start SUPPLIED MATERIAL

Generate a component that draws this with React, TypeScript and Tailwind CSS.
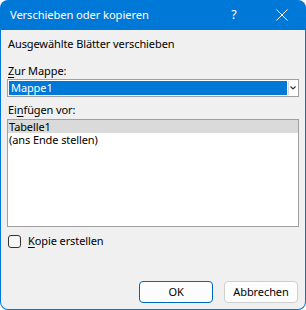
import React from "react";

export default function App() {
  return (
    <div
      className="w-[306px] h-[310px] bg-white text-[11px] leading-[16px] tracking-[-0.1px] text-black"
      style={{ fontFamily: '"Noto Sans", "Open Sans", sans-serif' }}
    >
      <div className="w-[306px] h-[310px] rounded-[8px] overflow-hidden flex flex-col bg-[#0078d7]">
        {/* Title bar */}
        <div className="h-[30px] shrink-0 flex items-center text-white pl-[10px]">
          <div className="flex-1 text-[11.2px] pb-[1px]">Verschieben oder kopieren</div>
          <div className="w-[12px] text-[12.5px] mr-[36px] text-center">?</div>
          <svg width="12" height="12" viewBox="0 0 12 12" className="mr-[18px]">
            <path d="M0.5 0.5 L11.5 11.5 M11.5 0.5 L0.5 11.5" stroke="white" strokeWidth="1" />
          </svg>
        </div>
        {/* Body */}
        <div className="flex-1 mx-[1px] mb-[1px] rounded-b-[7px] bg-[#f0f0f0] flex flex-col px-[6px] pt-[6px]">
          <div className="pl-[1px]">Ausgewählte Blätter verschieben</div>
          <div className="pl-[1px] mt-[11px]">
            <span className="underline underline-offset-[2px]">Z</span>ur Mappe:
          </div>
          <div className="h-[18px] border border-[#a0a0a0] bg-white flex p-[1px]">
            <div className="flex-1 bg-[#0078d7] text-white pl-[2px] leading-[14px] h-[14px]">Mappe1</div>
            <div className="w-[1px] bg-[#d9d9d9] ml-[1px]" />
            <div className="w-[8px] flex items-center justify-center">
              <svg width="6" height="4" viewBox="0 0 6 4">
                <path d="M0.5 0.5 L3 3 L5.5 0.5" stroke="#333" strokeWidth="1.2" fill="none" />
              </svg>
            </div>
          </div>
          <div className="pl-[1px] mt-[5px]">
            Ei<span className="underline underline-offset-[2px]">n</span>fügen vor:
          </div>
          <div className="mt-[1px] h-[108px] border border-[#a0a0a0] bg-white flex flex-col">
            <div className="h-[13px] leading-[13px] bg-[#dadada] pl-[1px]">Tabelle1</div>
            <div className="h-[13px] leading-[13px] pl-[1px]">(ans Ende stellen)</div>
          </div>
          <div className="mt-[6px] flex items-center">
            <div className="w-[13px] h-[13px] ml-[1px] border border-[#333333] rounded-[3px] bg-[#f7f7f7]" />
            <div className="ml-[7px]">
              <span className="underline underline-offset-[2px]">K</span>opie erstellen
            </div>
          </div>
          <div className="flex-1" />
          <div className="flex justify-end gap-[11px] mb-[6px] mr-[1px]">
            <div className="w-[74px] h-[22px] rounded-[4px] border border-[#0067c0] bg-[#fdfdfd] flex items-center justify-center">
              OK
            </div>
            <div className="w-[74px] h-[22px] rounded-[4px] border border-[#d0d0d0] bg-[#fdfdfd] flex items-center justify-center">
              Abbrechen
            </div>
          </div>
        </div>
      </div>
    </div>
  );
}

end SUPPLIED MATERIAL

* _EXERCISE DESCRIPTION_
Write out an exact copy of the listing, first line through the line containing "import React from", with the pictures left out.

* _EXPECTED ANSWER_
Generate a component that draws this with React, TypeScript and Tailwind CSS.
import React from "react";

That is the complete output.